Fatal error: Can't use function return value in write context in wp-includes/formatting.php on line 237

It can probably be replaced with:

if ( '' === trim( $curl ) ) {
	continue;
}

Is there a reason not to make this check the first in the loop? Can the regex can be modified to avoid newlines instead?

Last edited 10 years ago by SergeyBiryukov (previous) (diff)

#11 in reply to: ↑ 10 ; follow-up: @miqrogroove
10 years ago

Replying to SergeyBiryukov:

Is there a reason not to make this check the first in the loop? Can the regex can be modified to avoid newlines instead?

The position was based on performance testing. This particular spot gives slightly better results depending on the type of input.

Regexp changes were considered but would make the stack logic very much more complex. The stack helper currently assumes the input begins and ends with the tag braces.

Can you tell me which version of PHP is giving a fatal error? I've never seen that before.

@miqrogroove
10 years ago

Fix version compatibility.

#12 @miqrogroove
10 years ago

Error fixed.

#13 in reply to: ↑ 11 @SergeyBiryukov
10 years ago

Replying to miqrogroove:

Can you tell me which version of PHP is giving a fatal error? I've never seen that before.

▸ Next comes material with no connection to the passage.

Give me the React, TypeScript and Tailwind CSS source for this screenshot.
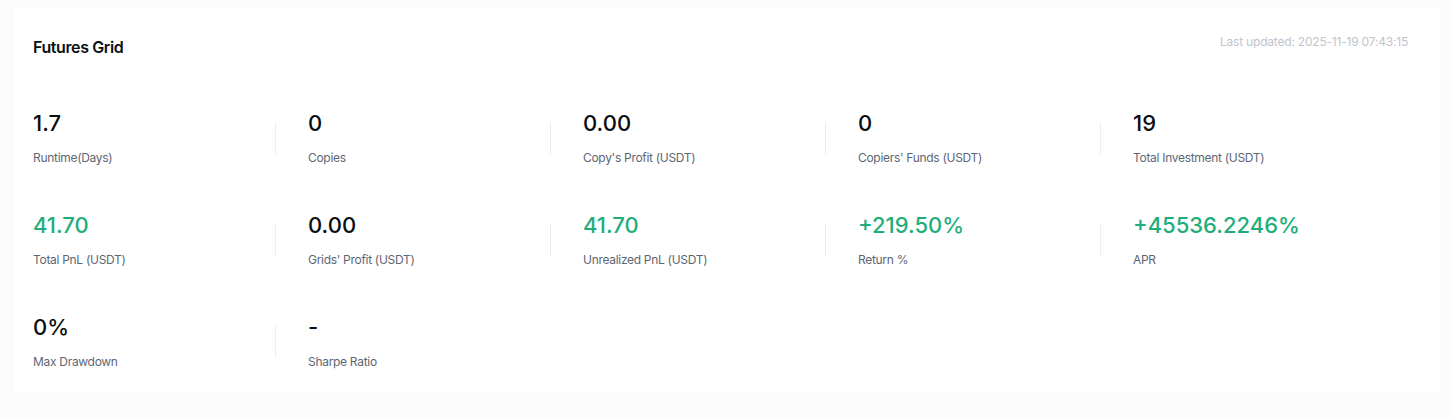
const stats = [
  { value: '1.7', label: 'Runtime(Days)' },
  { value: '0', label: 'Copies' },
  { value: '0.00', label: "Copy's Profit (USDT)" },
  { value: '0', label: "Copiers' Funds (USDT)" },
  { value: '19', label: 'Total Investment (USDT)' },
  { value: '41.70', label: 'Total PnL (USDT)', up: true },
  { value: '0.00', label: "Grids' Profit (USDT)" },
  { value: '41.70', label: 'Unrealized PnL (USDT)', up: true },
  { value: '+219.50%', label: 'Return %', up: true },
  { value: '+45536.2246%', label: 'APR', up: true },
  { value: '0%', label: 'Max Drawdown' },
  { value: '-', label: 'Sharpe Ratio' },
]

export default function App() {
  return (
    <div className="min-h-[418px] bg-[#fcfcfc] pt-[8px] pl-[14px] pr-[13px] font-['Inter',sans-serif]">
      <div className="bg-white pt-[27px] pb-[23px] pl-[19px] pr-[32px]">
        {/* Header */}
        <div className="flex items-start justify-between">
          <h2 className="text-[16px] leading-6 font-semibold text-[#0b0e11] tracking-[-0.4px]">Futures Grid</h2>
          <span className="text-[12px] leading-6 text-[#c1c4cc] tracking-[-0.2px] -mt-[5px]">
            Last updated: 2025-11-19 07:43:15
          </span>
        </div>

        {/* Stats */}
        <div className="mt-[50px] grid grid-cols-[repeat(5,275px)] gap-y-[45px]">
          {stats.map((s, i) => {
            const lastInRow = i % 5 === 4 || i === stats.length - 1
            return (
              <div key={s.label} className="flex items-center pr-[32px]">
                <div className="flex-1">
                  <div
                    className={`text-[22px] leading-7 font-medium ${s.up ? 'text-[#1fae7a]' : 'text-[#0b0e11]'}`}
                  >
                    {s.value}
                  </div>
                  <div className="mt-[13px] text-[12px] leading-4 tracking-[-0.3px] text-[#5e6673]">{s.label}</div>
                </div>
                {!lastInRow && <div className="w-px h-8 bg-[#eeeeee]" />}
              </div>
            )
          })}
        </div>
      </div>
    </div>
  )
}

A note from http://www.php.net/manual/en/function.empty.php:

Prior to PHP 5.5, empty() only supports variables; anything else will result in a parse error.

#14 @SergeyBiryukov
10 years ago

  • Owner set to SergeyBiryukov
  • Resolution set to fixed
  • Status changed from new to closed

In 29008:

Exclude a newline between delimeters from further checks in wptexturize() for better performance.

props miqrogroove.
fixes #28724.

#15 @miqrogroove
10 years ago

Sergey, the function runs slightly slower with the continue command. The difference is less than 1% but I wanted to point that out. Adding a continue command in the middle of an if block doesn't change the flow of control.

#16 @SergeyBiryukov
10 years ago

Thanks for pointing that out. I know it's not necessary here, but I've decided to add it for clarity anyway.

Note: See TracTickets for help on using tickets.